Meggan Monday: Ron Reiter’s life on the water
Captain Ron Reiter has been a captain for the Maritime and Seafood Industry Museum’s schooners for more than 25 years. The Ohio native learned to sail on Lake Erie when he was about 8 years old — following his older brother.
We spent some time with the 92-year-old aboard the Glen L. Swetman in Biloxi to talk about his life and his time on the water.
By the time I was a teenager, the other boys were peddling papers and bagging groceries and I was working on sailboats, taking care of them.
I gradually worked into it (full-time). I became one of the captains they used quite a bit and I became the No. 1 captain through attrition. The people I came to help are all gone.
I don’t see how anybody can spend much time out in anything nature-wise, and not believe there is a super power out there.
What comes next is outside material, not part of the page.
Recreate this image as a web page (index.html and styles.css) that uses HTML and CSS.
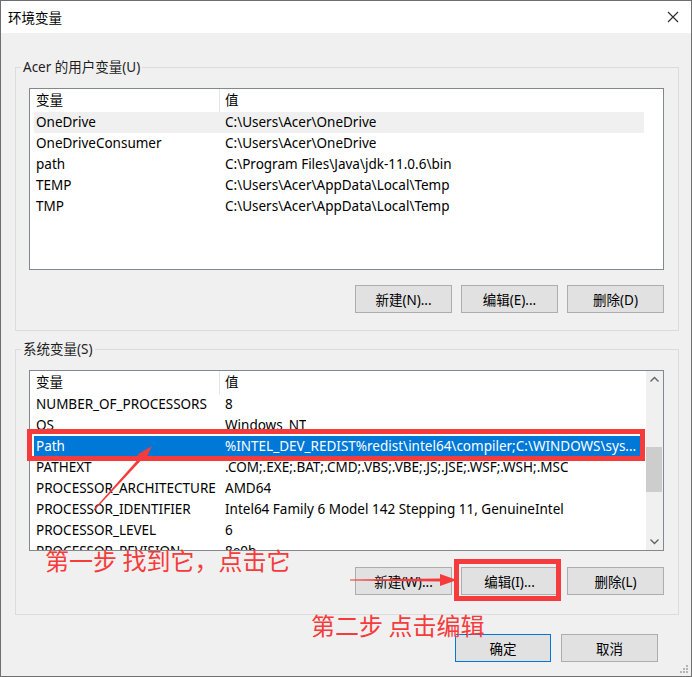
FILE: index.html
```html
<!DOCTYPE html>
<html>
<head>
    <title>环境变量</title>
    <link rel="stylesheet" href="styles.css">
</head>
<body>
    <div class="window">
        <div class="titlebar">
            <span class="title">环境变量</span>
            <svg class="close" width="12" height="12" viewBox="0 0 12 12">
                <path d="M1 1L11 11M11 1L1 11" stroke="#2b2b2b" stroke-width="1.1" fill="none"/>
            </svg>
        </div>

        <div class="dialog">
            <!-- User variables -->
            <fieldset class="group group-user">
                <legend>Acer 的用户变量(U)</legend>
                <div class="list list-user">
                    <div class="list-body">
                        <div class="list-header">
                            <span class="col-name">变量</span>
                            <span class="col-value">值</span>
                        </div>
                        <div class="row hover"><span class="cell-name">OneDrive</span><span class="cell-value">C:\Users\Acer\OneDrive</span></div>
                        <div class="row"><span class="cell-name">OneDriveConsumer</span><span class="cell-value">C:\Users\Acer\OneDrive</span></div>
                        <div class="row"><span class="cell-name">path</span><span class="cell-value">C:\Program Files\Java\jdk-11.0.6\bin</span></div>
                        <div class="row"><span class="cell-name">TEMP</span><span class="cell-value">C:\Users\Acer\AppData\Local\Temp</span></div>
                        <div class="row"><span class="cell-name">TMP</span><span class="cell-value">C:\Users\Acer\AppData\Local\Temp</span></div>
                    </div>
                </div>
                <div class="button-row">
                    <button class="btn">新建(N)...</button>
                    <button class="btn">编辑(E)...</button>
                    <button class="btn">删除(D)</button>
                </div>
            </fieldset>

            <!-- System variables -->
            <fieldset class="group group-system">
                <legend>系统变量(S)</legend>
                <div class="list list-system">
                    <div class="list-body">
                        <div class="list-header">
                            <span class="col-name">变量</span>
                            <span class="col-value">值</span>
                        </div>
                        <div class="row"><span class="cell-name">NUMBER_OF_PROCESSORS</span><span class="cell-value">8</span></div>
                        <div class="row"><span class="cell-name">OS</span><span class="cell-value">Windows_NT</span></div>
                        <div class="row selected"><span class="cell-name">Path</span><span class="cell-value">%INTEL_DEV_REDIST%redist\intel64\compiler;C:\WINDOWS\sys...</span></div>
                        <div class="row"><span class="cell-name">PATHEXT</span><span class="cell-value">.COM;.EXE;.BAT;.CMD;.VBS;.VBE;.JS;.JSE;.WSF;.WSH;.MSC</span></div>
                        <div class="row"><span class="cell-name">PROCESSOR_ARCHITECTURE</span><span class="cell-value">AMD64</span></div>
                        <div class="row"><span class="cell-name">PROCESSOR_IDENTIFIER</span><span class="cell-value">Intel64 Family 6 Model 142 Stepping 11, GenuineIntel</span></div>
                        <div class="row"><span class="cell-name">PROCESSOR_LEVEL</span><span class="cell-value">6</span></div>
                        <div class="row"><span class="cell-name">PROCESSOR_REVISION</span><span class="cell-value">8e0b</span></div>
                    </div>
                    <div class="scrollbar">
                        <svg class="scroll-arrow" width="17" height="17" viewBox="0 0 17 17">
                            <path d="M4.5 10.5L8.5 6.5L12.5 10.5" stroke="#606060" stroke-width="1.3" fill="none"/>
                        </svg>
                        <div class="scroll-track">
                            <div class="scroll-thumb"></div>
                        </div>
                        <svg class="scroll-arrow" width="17" height="17" viewBox="0 0 17 17">
                            <path d="M4.5 6.5L8.5 10.5L12.5 6.5" stroke="#606060" stroke-width="1.3" fill="none"/>
                        </svg>
                    </div>
                </div>
                <div class="button-row">
                    <button class="btn">新建(W)...</button>
                    <button class="btn">编辑(I)...</button>
                    <button class="btn">删除(L)</button>
                </div>
            </fieldset>

            <div class="dialog-buttons">
                <button class="btn btn-default">确定</button>
                <button class="btn">取消</button>
            </div>
        </div>

        <svg class="grip" width="10" height="10" viewBox="0 0 10 10">
            <rect x="7" y="1" width="2" height="2" fill="#b4b4b4"/>
            <rect x="4" y="4" width="2" height="2" fill="#b4b4b4"/>
            <rect x="7" y="4" width="2" height="2" fill="#b4b4b4"/>
            <rect x="1" y="7" width="2" height="2" fill="#b4b4b4"/>
            <rect x="4" y="7" width="2" height="2" fill="#b4b4b4"/>
            <rect x="7" y="7" width="2" height="2" fill="#b4b4b4"/>
        </svg>
    </div>

    <!-- Red annotations drawn over the dialog -->
    <svg class="annotations" width="692" height="677" viewBox="0 0 692 677">
        <rect x="29.5" y="431.5" width="613" height="27" fill="none" stroke="#f53b3b" stroke-width="5"/>
        <rect x="456.5" y="561.5" width="102" height="37" fill="none" stroke="#f53b3b" stroke-width="5"/>
        <polygon points="93.6,509.6 94.4,510.4 142.3,458.9 144.9,461.3 152,446 137.5,454.5 140.1,456.9" fill="#f53b3b"/>
        <polygon points="350,579.5 440,578.5 440,574 457,580 440,586 440,581.5 350,580.5" fill="#f53b3b"/>
    </svg>
    <span class="note note-one">第一步 找到它，点击它</span>
    <span class="note note-two">第二步 点击编辑</span>
</body>
</html>
```

FILE: styles.css
```css
body {
    margin: 0;
    padding: 0;
    width: 692px;
    height: 677px;
    position: relative;
    font-family: "Noto Sans", "Noto Sans CJK SC", sans-serif;
    font-size: 13.5px;
    color: #000;
    background: #f0f0f0;
}

.window {
    width: 692px;
    height: 677px;
    box-sizing: border-box;
    border: 1px solid #6f6f6f;
    background: #f0f0f0;
    position: relative;
    display: flex;
    flex-direction: column;
}

.titlebar {
    height: 32px;
    background: white;
    display: flex;
    align-items: center;
    justify-content: space-between;
    padding: 0 12px 0 7px;
}

.title {
    color: #000;
}

.dialog {
    flex: 1;
    display: flex;
    flex-direction: column;
}

.group {
    margin: 25px 12px 0 14px;
    padding: 12px 14px 17px 13px;
    border: 1px solid #dcdcdc;
    min-width: 0;
}

.group-system {
    margin-top: 9px;
    padding-bottom: 19px;
}

.group legend {
    padding: 0 2px;
    margin-left: -8px;
    line-height: 18px;
    color: #1e1e1e;
}

.list {
    border: 1px solid #828790;
    background: white;
    display: flex;
    overflow: hidden;
}

.list-user {
    height: 180px;
}

.list-system {
    height: 179px;
}

.list-body {
    flex: 1;
    min-width: 0;
}

.list-header {
    display: flex;
    height: 23px;
    width: 614px;
    line-height: 23px;
}

.col-name {
    width: 183px;
    padding-left: 6px;
    border-right: 1px solid #e5e5e5;
}

.col-value {
    padding-left: 5px;
}

.row {
    display: flex;
    height: 21px;
    line-height: 21px;
    width: 610px;
    margin-left: 4px;
    white-space: nowrap;
}

.row.hover {
    background: #f0f0f0;
}

.row.selected {
    background: #0078d7;
    color: white;
}

.cell-name {
    width: 189px;
    padding-left: 2px;
    flex-shrink: 0;
}

.cell-value {
    overflow: hidden;
}

.scrollbar {
    width: 17px;
    background: #f0f0f0;
    display: flex;
    flex-direction: column;
}

.scroll-arrow {
    display: block;
    flex-shrink: 0;
}

.scroll-track {
    flex: 1;
    padding-top: 59px;
}

.scroll-thumb {
    width: 16px;
    height: 45px;
    background: #cdcdcd;
}

.button-row {
    display: flex;
    justify-content: flex-end;
    gap: 9px;
    margin-top: 15px;
}

.group-system .button-row {
    margin-top: 16px;
}

.btn {
    width: 97px;
    height: 28px;
    padding: 0;
    background: #e1e1e1;
    border: 1px solid #adadad;
    font-family: inherit;
    font-size: 13.5px;
    color: #000;
}

.btn-default {
    width: 96px;
    border-color: #0078d7;
}

.dialog-buttons {
    display: flex;
    justify-content: flex-end;
    gap: 10px;
    margin: 19px 33px 0 0;
}

.grip {
    position: absolute;
    right: 2px;
    bottom: 2px;
}

.annotations {
    position: absolute;
    left: 0;
    top: 0;
    pointer-events: none;
}

.note {
    position: absolute;
    font-family: "Noto Sans CJK SC", sans-serif;
    font-size: 24px;
    line-height: 24px;
    color: #f53b3b;
    white-space: nowrap;
}

.note-one {
    left: 45px;
    top: 548px;
}

.note-two {
    left: 311px;
    top: 613px;
}
```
Everybody has a different interpretation, I think, of what heaven God and soforth is, but you’ve got to believe in it if you look around.
He came down here and he said, ‘Do you remember me?’ And I said, I remember the face, but don’t ask me for a name. And he says, Well, I was one of your crew members for a number of years. He said, I’m 42 now. But it’s amazing how many times I run into something like that. People come by or a little kid will run up in Walmart and say ‘Hey! Captain Ron!’
At this point, I do feel like I have a few more years. And my feeling is, as long as I’m able, I’m going to keep trying to do it. I’m enjoying it too much to give it up.
Captain Ron and his wife of 70 years live in Gautier — and he still has his 41-foot sailboat that he and his wife sailed down to the Coast in 1980.